Shortchanging Ontario students

Issue(s): Education
Projects & Initiatives: Ontario Alternative Budget

The Ontario government's operating grants to the province's universities, allowing for inflation and enrolment growth, declined by $348 million, or 17%, between 1995-96 and 2000-01, according to a study--University Funding Cuts: Shortchanging Ontario Students--released today by the Canadian Centre for Policy Alternatives.

The study, by researchers Hugh Mackenzie and Mark Rosenfeld, found that the government's reliance on tuition fee increases to offset its funding shortfall has imposed onerous hardships on many students.

Even before the cutbacks began in 1995, Ontario's support of its universities, on a per-student basis, was below that of every other province except Nova Scotia. Over the past six years the funding gap between Ontario and the average of the other provinces has widened from $1,114 per student to $1,734 per student.

Over the same period, correcting for enrolment growth and inflation, the researchers found that tuition and other fees paid by Ontario's university students, in total, have increased by $579 million, or 69%.

In 1999, the provincial government argued that an acceptable level of tuition fees as a proportion of post-secondary education revenue was 35%, and made that its target.
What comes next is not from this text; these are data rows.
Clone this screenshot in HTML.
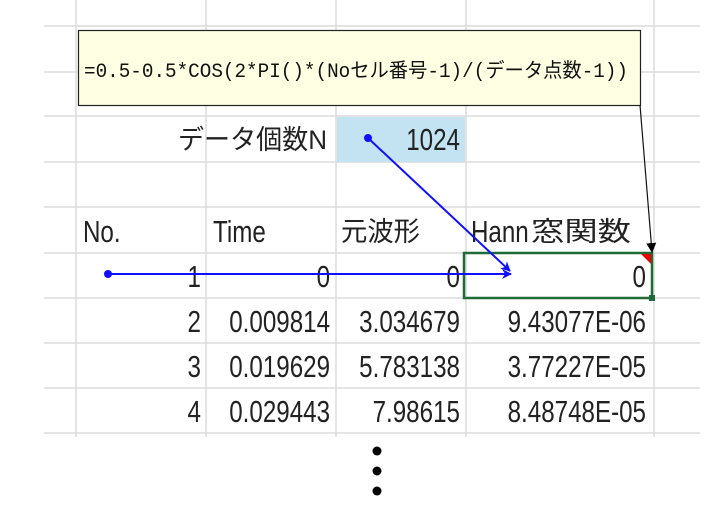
<!DOCTYPE html>
<html><head><meta charset="utf-8"><style>
html,body{margin:0;padding:0;background:#fff;}
svg{display:block;}
.t{font-family:"Liberation Sans","Noto Sans CJK JP",sans-serif;font-size:31px;fill:#222;}
.j{font-family:"Liberation Sans","Noto Sans CJK JP",sans-serif;font-size:27px;fill:#222;}
.m{font-family:"Liberation Mono","Noto Sans CJK JP",monospace;font-size:20px;fill:#111;}
</style></head><body>
<svg width="722" height="529" viewBox="0 0 722 529" xmlns="http://www.w3.org/2000/svg">
<defs>
<marker id="ab" markerWidth="10" markerHeight="10" refX="9" refY="5" orient="auto" markerUnits="userSpaceOnUse"><path d="M0,0 L10,5 L0,10 L3,5 Z" fill="#1010ff"/></marker>
<marker id="ak" markerWidth="10" markerHeight="12" refX="9" refY="5" orient="auto" markerUnits="userSpaceOnUse"><path d="M0,0 L10,5 L0,10 Z" fill="#000"/></marker>
</defs>
<g stroke="#dcdcdc" stroke-width="1.5">
<line x1="76" y1="0" x2="76" y2="437"/>
<line x1="206" y1="0" x2="206" y2="437"/>
<line x1="336" y1="0" x2="336" y2="437"/>
<line x1="466" y1="0" x2="466" y2="437"/>
<line x1="654" y1="0" x2="654" y2="437"/>
<line x1="44" y1="26" x2="700" y2="26"/>
<line x1="44" y1="72" x2="700" y2="72"/>
<line x1="44" y1="116" x2="700" y2="116"/>
<line x1="44" y1="162" x2="700" y2="162"/>
<line x1="44" y1="207" x2="700" y2="207"/>
<line x1="44" y1="253" x2="700" y2="253"/>
<line x1="44" y1="298" x2="700" y2="298"/>
<line x1="44" y1="343" x2="700" y2="343"/>
<line x1="44" y1="388" x2="700" y2="388"/>
<line x1="44" y1="433" x2="700" y2="433"/>
</g>
<rect x="337" y="117" width="128" height="45" fill="#c3e3f3"/>
<rect x="78.5" y="30.5" width="562" height="75" fill="#ffffe3" stroke="#222" stroke-width="1.2"/>
<text class="m" x="84" y="77" textLength="544" lengthAdjust="spacingAndGlyphs">=0.5-0.5*COS(2*PI()*(Noセル番号-1)/(データ点数-1))</text>
<text class="j" x="178" y="149" textLength="149" lengthAdjust="spacingAndGlyphs">データ個数N</text>
<text class="j" x="341" y="241" textLength="79" lengthAdjust="spacingAndGlyphs">元波形</text>
<text class="j" x="531" y="241" textLength="100" lengthAdjust="spacingAndGlyphs">窓関数</text>
<g transform="scale(0.78 1)">
<text class="t" x="589.7" y="150" text-anchor="end">1024</text>
<text class="t" x="106.4" y="242">No.</text>
<text class="t" x="273.1" y="242">Time</text>
<text class="t" x="603.8" y="242">Hann</text>
<g class="t" text-anchor="end">
<text x="257.7" y="287">1</text><text x="423.1" y="287">0</text><text x="589.7" y="287">0</text><text x="828.2" y="287">0</text>
<text x="257.7" y="332">2</text><text x="423.1" y="332">0.009814</text><text x="589.7" y="332">3.034679</text><text x="828.2" y="332">9.43077E-06</text>
<text x="257.7" y="377">3</text><text x="423.1" y="377">0.019629</text><text x="589.7" y="377">5.783138</text><text x="828.2" y="377">3.77227E-05</text>
<text x="257.7" y="422">4</text><text x="423.1" y="422">0.029443</text><text x="589.7" y="422">7.98615</text><text x="828.2" y="422">8.48748E-05</text>
</g>
</g>
<rect x="464" y="253" width="188" height="45" fill="none" stroke="#1e6b35" stroke-width="2.5"/>
<rect x="649" y="295" width="6" height="6" fill="#1e6b35"/>
<path d="M641,254 L651,254 L651,264 Z" fill="#e00"/>
<line x1="640" y1="105" x2="652" y2="252" stroke="#111" stroke-width="1.2" marker-end="url(#ak)"/>
<line x1="368" y1="138" x2="510" y2="271" stroke="#1010ff" stroke-width="2" marker-end="url(#ab)"/>
<circle cx="368" cy="138" r="4" fill="#1010ff"/>
<line x1="108" y1="274" x2="511" y2="274" stroke="#1010ff" stroke-width="2" marker-end="url(#ab)"/>
<circle cx="108" cy="274" r="4" fill="#1010ff"/>
<circle cx="377" cy="451" r="4.5" fill="#000"/>
<circle cx="377" cy="471" r="4.5" fill="#000"/>
<circle cx="377" cy="491" r="4.5" fill="#000"/>
</svg>
</body></html>
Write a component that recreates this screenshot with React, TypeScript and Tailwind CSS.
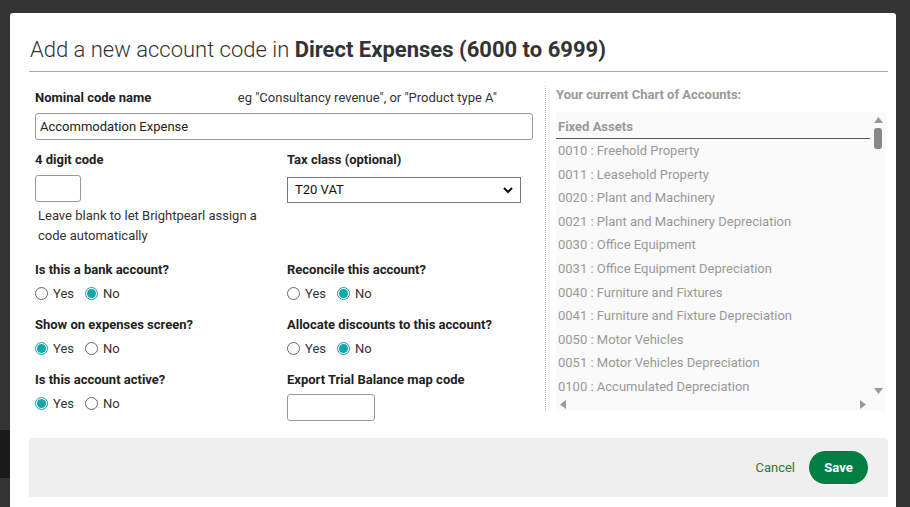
import React from "react";

const items = [
  "0010 : Freehold Property",
  "0011 : Leasehold Property",
  "0020 : Plant and Machinery",
  "0021 : Plant and Machinery Depreciation",
  "0030 : Office Equipment",
  "0031 : Office Equipment Depreciation",
  "0040 : Furniture and Fixtures",
  "0041 : Furniture and Fixture Depreciation",
  "0050 : Motor Vehicles",
  "0051 : Motor Vehicles Depreciation",
  "0100 : Accumulated Depreciation",
];

function Radio({ checked, label }: { checked: boolean; label: string }) {
  return (
    <span className="flex items-center gap-[5px] mr-[11px]">
      <span
        className={
          "w-[13px] h-[13px] rounded-full border flex items-center justify-center " +
          (checked ? "border-[#0aa3a8]" : "border-[#666]")
        }
      >
        {checked && <span className="w-[9px] h-[9px] rounded-full bg-[#12a6ab]" />}
      </span>
      <span className="text-[13px] text-[#333]">{label}</span>
    </span>
  );
}

function RadioGroup({ label, yes }: { label: string; yes: boolean }) {
  return (
    <div className="h-[55px]">
      <div className="text-[13px] font-bold text-[#222] h-[20px] leading-[20px]">{label}</div>
      <div className="flex mt-[4px]">
        <Radio checked={yes} label="Yes" />
        <Radio checked={!yes} label="No" />
      </div>
    </div>
  );
}

export default function App() {
  return (
    <div className="w-[910px] h-[507px] bg-[#333] relative overflow-hidden" style={{ fontFamily: "Roboto, 'Noto Sans', sans-serif" }}>
      <div className="absolute left-0 top-[430px] w-[10px] h-[48px] bg-[#1a1a1a]" />
      <div className="absolute left-[10px] top-[13px] w-[886px] h-[500px] bg-white rounded-t-[3px] pl-[19px] pr-[8px]">
        <div className="h-[59px] pt-[22px] text-[22px] leading-[30px] text-[#333] font-light border-b border-[#aaa] pl-[1px]">
          Add a new account code in <span className="font-bold">Direct Expenses (6000 to 6999)</span>
        </div>
        <div className="flex pt-[14px] h-[366px]">
          <div className="w-[516px] shrink-0 pl-[6px]">
            <div className="flex justify-between w-[462px] text-[13px] h-[24px] leading-[24px]">
              <span className="font-bold text-[#222]">Nominal code name</span>
              <span className="text-[#333]">eg "Consultancy revenue", or "Product type A"</span>
            </div>
            <div className="w-[498px] h-[27px] border border-[#999] rounded-[3px] mt-[3px] px-[4px] text-[13px] leading-[25px] text-[#222]">
              Accommodation Expense
            </div>
            <div className="flex mt-[10px]">
              <div className="w-[252px]">
                <div className="text-[13px] font-bold text-[#222] h-[20px] leading-[20px]">4 digit code</div>
                <div className="w-[46px] h-[27px] border border-[#999] rounded-[3px] mt-[5px]" />
                <div className="text-[13px] text-[#333] leading-[20px] mt-[4px] pl-[3px]">
                  Leave blank to let Brightpearl assign a<br />code automatically
                </div>
              </div>
              <div>
                <div className="text-[13px] font-bold text-[#222] h-[20px] leading-[20px]">Tax class (optional)</div>
                <div className="w-[234px] h-[26px] border border-[#777] mt-[7px] flex items-center justify-between px-[7px] text-[13px] text-[#111]">
                  <span>T20 VAT</span>
                  <svg width="10" height="8" viewBox="0 0 10 8"><path d="M1 2 L5 6 L9 2" stroke="#111" strokeWidth="2" fill="none" /></svg>
                </div>
              </div>
            </div>
            <div className="flex mt-[14px]">
              <div className="w-[252px]">
                <RadioGroup label="Is this a bank account?" yes={false} />
                <RadioGroup label="Show on expenses screen?" yes={true} />
                <RadioGroup label="Is this account active?" yes={true} />
              </div>
              <div>
                <RadioGroup label="Reconcile this account?" yes={false} />
                <RadioGroup label="Allocate discounts to this account?" yes={false} />
                <div className="text-[13px] font-bold text-[#222] h-[20px] leading-[20px]">Export Trial Balance map code</div>
                <div className="w-[88px] h-[27px] border border-[#999] rounded-[3px] mt-[4px]" />
              </div>
            </div>
          </div>
          <div className="border-l border-dotted border-[#bbb] pl-[10px] h-[325px] w-[343px]">
            <div className="text-[13px] font-bold text-[#999] h-[20px] leading-[20px] mt-[-1px]">Your current Chart of Accounts:</div>
            <div className="mt-[7px] bg-[#fafafa] h-[299px] w-[330px] flex flex-col">
              <div className="flex flex-1 overflow-hidden">
                <div className="w-[314px]">
                  <div className="h-[27px] border-b border-[#555] text-[13px] font-bold text-[#999] pl-[2px] pt-[6px] leading-[18px]">Fixed Assets</div>
                  {items.map((t) => (
                    <div key={t} className="h-[23.6px] leading-[23.6px] text-[13px] text-[#999] pl-[2px]">{t}</div>
                  ))}
                </div>
                <div className="w-[16px] flex flex-col items-center">
                  <svg width="9" height="6" className="mt-[5px]"><path d="M0 6 L4.5 0 L9 6Z" fill="#999" /></svg>
                  <div className="w-[8px] h-[21px] bg-[#888] rounded-[3px] mt-[5px]" />
                  <div className="flex-1" />
                  <svg width="9" height="6" className="mb-[3px]"><path d="M0 0 L4.5 6 L9 0Z" fill="#999" /></svg>
                </div>
              </div>
              <div className="h-[14px] flex items-center justify-between px-[4px] w-[314px]">
                <svg width="6" height="9"><path d="M6 0 L0 4.5 L6 9Z" fill="#999" /></svg>
                <svg width="6" height="9"><path d="M0 0 L6 4.5 L0 9Z" fill="#999" /></svg>
              </div>
            </div>
          </div>
        </div>
        <div className="h-[59px] bg-[#efefef] rounded-t-[4px] flex items-center justify-end pr-[20px] gap-[14px]">
          <span className="text-[13px] text-[#2b7a3a]">Cancel</span>
          <span className="h-[33px] w-[59px] rounded-full bg-[#007e45] text-white font-bold text-[13px] flex items-center justify-center">Save</span>
        </div>
      </div>
    </div>
  );
}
But by last year tuition had increased to 41% of operating revenue, and to as much as 50% in some individual institutions.

The authors conclude that the cuts in government grants and the shifting of the financial burden to students have severely restricted many potential students' access to higher education and undermine the principle of universality.

"Even in normal times," they say, "this would be cause for alarm. But with a double-cohort of high school graduates looming because of the phase-out of OAC, the crisis in university financing is bound to worsen, penalizing students even more."